>> Begin Extracted records

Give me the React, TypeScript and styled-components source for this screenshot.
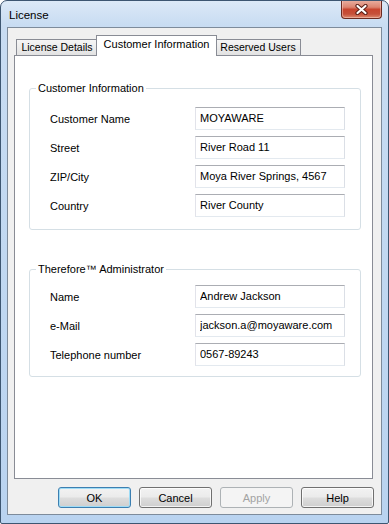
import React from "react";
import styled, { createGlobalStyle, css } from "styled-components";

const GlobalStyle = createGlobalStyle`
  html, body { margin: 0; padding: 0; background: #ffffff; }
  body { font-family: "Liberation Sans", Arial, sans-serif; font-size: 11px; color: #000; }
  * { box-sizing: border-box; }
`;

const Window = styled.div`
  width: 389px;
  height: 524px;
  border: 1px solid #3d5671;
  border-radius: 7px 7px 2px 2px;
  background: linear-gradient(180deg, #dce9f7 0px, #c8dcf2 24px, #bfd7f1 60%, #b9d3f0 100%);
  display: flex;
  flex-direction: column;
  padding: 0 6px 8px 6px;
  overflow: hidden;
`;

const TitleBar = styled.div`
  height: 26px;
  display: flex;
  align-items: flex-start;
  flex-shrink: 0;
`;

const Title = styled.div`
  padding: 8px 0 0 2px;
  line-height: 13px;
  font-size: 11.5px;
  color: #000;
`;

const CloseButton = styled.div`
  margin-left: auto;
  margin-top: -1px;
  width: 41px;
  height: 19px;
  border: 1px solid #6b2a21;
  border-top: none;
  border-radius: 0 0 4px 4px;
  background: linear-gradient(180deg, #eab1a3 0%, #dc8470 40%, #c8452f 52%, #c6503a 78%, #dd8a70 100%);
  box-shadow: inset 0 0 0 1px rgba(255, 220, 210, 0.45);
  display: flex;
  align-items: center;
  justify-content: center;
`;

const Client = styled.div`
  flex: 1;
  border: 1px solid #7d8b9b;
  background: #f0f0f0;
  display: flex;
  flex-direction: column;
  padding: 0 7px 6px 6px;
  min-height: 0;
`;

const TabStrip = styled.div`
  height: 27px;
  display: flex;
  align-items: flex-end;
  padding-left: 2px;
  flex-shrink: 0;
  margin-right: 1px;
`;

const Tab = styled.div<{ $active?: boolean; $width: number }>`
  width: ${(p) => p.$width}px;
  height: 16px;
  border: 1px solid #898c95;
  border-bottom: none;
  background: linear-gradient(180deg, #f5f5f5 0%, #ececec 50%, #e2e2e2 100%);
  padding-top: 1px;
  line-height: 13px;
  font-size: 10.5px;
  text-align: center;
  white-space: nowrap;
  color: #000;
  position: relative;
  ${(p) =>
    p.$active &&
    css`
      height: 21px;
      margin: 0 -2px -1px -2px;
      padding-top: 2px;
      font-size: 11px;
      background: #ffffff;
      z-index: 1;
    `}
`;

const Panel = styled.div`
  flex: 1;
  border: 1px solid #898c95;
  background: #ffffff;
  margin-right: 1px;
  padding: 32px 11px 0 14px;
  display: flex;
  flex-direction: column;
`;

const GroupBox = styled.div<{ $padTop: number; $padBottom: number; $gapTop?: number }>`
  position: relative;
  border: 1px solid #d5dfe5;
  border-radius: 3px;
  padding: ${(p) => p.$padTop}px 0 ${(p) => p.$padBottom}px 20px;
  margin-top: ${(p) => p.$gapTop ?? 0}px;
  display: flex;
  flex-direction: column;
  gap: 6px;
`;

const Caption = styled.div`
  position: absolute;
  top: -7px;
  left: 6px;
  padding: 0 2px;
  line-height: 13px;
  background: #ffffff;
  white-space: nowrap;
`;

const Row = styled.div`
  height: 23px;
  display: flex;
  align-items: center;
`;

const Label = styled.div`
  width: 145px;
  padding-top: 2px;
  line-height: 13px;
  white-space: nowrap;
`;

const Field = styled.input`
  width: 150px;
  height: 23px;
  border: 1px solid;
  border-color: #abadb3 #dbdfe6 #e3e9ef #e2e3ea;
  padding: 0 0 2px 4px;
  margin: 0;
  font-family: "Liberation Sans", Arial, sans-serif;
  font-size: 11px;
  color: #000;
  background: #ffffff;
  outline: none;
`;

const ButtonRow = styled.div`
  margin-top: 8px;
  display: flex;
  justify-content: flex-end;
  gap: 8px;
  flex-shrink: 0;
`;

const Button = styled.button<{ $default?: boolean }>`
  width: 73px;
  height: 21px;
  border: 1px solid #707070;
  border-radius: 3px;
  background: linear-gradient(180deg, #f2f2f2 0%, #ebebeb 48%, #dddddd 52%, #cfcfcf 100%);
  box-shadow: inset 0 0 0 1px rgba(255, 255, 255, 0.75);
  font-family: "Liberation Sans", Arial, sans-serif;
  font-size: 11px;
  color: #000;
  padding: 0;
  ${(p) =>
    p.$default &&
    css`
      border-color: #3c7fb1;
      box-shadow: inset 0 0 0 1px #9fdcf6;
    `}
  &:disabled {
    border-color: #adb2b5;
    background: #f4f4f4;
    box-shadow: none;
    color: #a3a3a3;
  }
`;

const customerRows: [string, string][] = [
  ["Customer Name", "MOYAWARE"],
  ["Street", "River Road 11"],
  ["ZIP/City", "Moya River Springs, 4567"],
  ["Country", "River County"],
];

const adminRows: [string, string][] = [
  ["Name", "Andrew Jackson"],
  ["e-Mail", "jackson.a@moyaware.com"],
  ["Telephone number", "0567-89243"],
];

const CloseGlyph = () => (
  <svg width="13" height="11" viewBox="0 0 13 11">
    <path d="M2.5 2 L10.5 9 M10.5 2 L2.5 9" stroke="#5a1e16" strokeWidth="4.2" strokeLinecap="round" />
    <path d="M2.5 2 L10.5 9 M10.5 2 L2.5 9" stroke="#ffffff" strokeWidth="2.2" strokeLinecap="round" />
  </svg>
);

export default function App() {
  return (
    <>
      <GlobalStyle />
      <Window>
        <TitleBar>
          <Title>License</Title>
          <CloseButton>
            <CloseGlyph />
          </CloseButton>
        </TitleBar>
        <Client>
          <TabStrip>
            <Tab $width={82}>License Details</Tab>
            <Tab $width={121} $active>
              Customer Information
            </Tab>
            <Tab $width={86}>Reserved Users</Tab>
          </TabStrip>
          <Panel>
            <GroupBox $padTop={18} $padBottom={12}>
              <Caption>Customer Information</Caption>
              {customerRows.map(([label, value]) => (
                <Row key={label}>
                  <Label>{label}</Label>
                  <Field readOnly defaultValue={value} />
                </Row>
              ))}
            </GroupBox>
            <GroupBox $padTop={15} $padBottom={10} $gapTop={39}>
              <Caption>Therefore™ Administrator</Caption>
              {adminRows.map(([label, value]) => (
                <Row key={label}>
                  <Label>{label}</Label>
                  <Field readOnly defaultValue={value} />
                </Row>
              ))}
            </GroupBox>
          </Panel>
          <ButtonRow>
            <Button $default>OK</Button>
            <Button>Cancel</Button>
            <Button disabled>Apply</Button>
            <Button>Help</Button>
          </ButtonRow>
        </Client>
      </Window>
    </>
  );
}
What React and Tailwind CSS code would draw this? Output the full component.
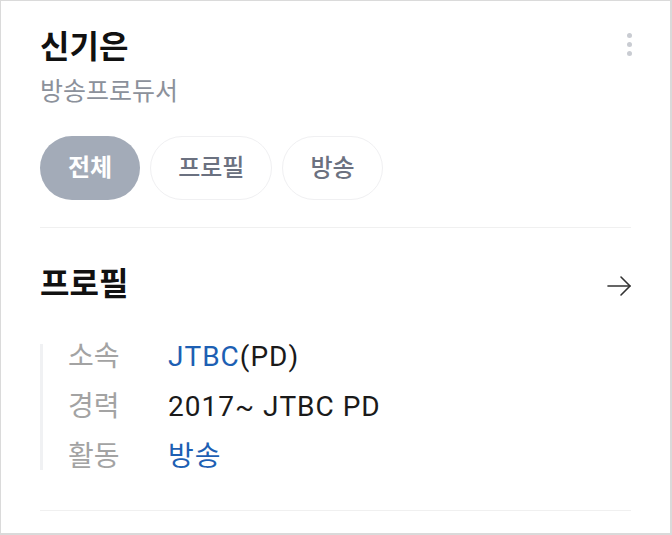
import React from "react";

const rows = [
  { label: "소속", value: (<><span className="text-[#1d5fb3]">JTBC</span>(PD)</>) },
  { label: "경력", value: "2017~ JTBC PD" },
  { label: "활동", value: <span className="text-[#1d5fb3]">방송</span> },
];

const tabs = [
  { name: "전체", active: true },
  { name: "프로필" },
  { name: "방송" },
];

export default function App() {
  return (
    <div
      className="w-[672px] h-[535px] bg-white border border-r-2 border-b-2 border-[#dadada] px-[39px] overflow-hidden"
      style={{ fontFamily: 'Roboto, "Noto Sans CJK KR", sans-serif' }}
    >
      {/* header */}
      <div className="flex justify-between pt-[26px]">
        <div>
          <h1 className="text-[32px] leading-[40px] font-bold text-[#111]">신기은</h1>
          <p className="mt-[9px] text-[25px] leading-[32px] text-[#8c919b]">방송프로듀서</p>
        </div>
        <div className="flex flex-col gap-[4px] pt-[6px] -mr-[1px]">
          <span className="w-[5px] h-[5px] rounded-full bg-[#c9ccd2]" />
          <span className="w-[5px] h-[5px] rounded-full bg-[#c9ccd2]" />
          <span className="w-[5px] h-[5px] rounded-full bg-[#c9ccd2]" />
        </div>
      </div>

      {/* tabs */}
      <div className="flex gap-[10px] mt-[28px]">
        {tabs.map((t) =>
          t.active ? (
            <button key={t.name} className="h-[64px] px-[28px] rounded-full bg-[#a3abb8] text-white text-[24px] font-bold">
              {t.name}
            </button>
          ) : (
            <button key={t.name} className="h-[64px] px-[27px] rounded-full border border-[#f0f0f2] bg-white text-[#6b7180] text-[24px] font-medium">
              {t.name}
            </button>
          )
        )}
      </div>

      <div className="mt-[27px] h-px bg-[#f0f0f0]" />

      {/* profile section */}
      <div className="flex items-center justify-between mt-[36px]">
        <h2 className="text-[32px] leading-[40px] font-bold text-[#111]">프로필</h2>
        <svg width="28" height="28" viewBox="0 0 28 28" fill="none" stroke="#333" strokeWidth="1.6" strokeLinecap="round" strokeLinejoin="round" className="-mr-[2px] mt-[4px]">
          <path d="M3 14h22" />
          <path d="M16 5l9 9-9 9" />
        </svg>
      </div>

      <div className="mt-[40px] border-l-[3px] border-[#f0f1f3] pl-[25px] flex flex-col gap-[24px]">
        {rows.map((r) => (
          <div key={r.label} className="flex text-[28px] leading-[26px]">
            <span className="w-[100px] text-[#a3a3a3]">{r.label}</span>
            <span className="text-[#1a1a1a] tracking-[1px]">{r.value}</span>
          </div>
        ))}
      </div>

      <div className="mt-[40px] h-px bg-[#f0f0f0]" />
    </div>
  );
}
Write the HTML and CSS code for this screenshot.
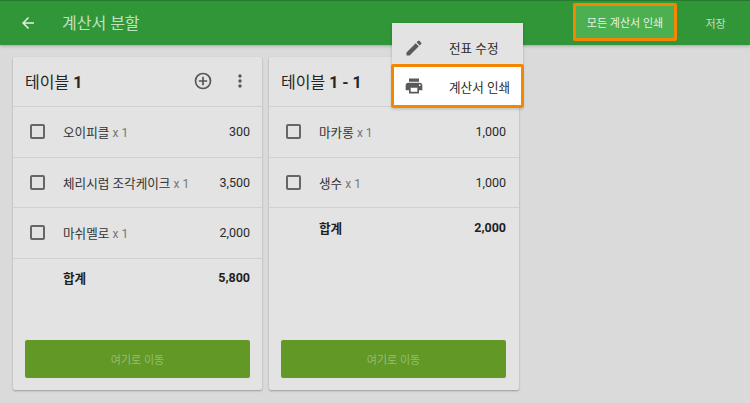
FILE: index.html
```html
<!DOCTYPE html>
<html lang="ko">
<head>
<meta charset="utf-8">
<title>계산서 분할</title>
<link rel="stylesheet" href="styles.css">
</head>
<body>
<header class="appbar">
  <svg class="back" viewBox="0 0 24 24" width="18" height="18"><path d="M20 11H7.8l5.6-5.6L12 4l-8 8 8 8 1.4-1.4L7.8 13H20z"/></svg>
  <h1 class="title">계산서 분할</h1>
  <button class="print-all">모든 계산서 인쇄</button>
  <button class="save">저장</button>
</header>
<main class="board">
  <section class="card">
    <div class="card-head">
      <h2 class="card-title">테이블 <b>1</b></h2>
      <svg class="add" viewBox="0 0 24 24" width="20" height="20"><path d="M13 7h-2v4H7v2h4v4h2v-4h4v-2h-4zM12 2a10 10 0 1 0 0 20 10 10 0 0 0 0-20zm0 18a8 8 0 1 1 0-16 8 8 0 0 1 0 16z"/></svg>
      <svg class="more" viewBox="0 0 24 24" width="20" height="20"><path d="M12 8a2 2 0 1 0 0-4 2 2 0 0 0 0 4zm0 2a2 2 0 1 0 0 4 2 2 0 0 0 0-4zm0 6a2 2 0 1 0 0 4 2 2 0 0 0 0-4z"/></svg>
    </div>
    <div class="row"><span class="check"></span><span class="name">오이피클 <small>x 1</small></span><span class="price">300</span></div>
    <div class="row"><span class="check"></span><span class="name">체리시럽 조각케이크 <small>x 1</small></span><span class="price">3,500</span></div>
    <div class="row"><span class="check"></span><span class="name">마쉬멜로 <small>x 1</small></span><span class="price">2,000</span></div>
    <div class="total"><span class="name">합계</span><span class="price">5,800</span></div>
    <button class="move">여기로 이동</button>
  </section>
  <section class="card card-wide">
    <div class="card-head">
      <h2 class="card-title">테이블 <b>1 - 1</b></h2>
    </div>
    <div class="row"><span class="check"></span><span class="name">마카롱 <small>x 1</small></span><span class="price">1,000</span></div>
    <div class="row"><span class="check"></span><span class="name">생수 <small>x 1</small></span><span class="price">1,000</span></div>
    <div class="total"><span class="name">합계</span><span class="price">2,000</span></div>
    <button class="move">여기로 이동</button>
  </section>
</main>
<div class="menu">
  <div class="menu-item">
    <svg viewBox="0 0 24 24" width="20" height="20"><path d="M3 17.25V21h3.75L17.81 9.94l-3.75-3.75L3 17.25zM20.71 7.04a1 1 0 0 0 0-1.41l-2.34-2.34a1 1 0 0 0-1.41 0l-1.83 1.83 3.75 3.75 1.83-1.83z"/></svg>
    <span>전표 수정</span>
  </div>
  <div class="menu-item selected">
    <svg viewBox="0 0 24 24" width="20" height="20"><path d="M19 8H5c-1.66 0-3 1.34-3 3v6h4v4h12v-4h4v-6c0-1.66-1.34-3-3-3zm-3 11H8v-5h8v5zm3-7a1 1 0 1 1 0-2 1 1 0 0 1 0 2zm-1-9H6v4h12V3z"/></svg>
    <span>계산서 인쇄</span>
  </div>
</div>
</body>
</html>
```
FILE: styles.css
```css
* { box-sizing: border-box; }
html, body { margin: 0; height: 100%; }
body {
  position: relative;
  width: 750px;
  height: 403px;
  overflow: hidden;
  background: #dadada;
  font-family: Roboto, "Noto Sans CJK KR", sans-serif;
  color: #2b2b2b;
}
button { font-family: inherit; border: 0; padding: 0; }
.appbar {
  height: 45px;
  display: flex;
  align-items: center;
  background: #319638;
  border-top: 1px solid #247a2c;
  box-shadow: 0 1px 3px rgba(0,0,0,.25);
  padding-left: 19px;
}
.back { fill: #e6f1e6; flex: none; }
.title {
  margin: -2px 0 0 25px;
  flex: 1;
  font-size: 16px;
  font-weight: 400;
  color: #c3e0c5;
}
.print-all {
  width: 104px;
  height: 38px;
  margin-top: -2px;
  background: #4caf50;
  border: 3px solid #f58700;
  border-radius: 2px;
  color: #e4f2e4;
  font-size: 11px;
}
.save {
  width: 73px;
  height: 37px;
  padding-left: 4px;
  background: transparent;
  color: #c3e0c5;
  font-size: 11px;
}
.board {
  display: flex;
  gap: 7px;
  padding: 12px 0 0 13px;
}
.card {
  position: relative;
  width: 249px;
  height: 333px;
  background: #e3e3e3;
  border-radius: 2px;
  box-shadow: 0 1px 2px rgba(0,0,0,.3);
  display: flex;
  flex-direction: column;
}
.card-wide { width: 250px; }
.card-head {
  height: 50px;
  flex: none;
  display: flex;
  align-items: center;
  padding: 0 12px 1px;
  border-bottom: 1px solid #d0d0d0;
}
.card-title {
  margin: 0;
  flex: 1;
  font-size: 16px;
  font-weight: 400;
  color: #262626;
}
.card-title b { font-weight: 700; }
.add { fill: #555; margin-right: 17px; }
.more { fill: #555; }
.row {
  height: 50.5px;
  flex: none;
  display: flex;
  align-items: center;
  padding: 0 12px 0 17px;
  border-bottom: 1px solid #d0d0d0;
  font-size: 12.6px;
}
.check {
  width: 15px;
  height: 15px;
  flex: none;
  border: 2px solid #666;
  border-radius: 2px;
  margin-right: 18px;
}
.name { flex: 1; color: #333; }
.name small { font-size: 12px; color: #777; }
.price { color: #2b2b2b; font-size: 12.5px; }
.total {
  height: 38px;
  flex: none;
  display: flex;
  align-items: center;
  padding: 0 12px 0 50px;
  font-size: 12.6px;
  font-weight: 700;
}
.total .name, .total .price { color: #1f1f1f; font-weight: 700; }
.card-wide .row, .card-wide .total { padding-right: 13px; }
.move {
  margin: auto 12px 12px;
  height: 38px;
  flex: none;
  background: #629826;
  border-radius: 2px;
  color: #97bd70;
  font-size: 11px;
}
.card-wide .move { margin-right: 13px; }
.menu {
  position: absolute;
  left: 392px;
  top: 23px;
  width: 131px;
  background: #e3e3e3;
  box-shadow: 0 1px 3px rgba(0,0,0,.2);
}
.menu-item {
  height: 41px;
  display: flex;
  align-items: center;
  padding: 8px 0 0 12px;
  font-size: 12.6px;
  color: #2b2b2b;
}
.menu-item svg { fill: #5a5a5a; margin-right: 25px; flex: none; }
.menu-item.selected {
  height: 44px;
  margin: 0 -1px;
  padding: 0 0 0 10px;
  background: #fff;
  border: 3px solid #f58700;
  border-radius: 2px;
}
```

>> End Extracted records

### [Exercise brief]
Within the listing above, work out how many lines contain the string "screenshot", and reply with that number only.

### [Worked solution]
2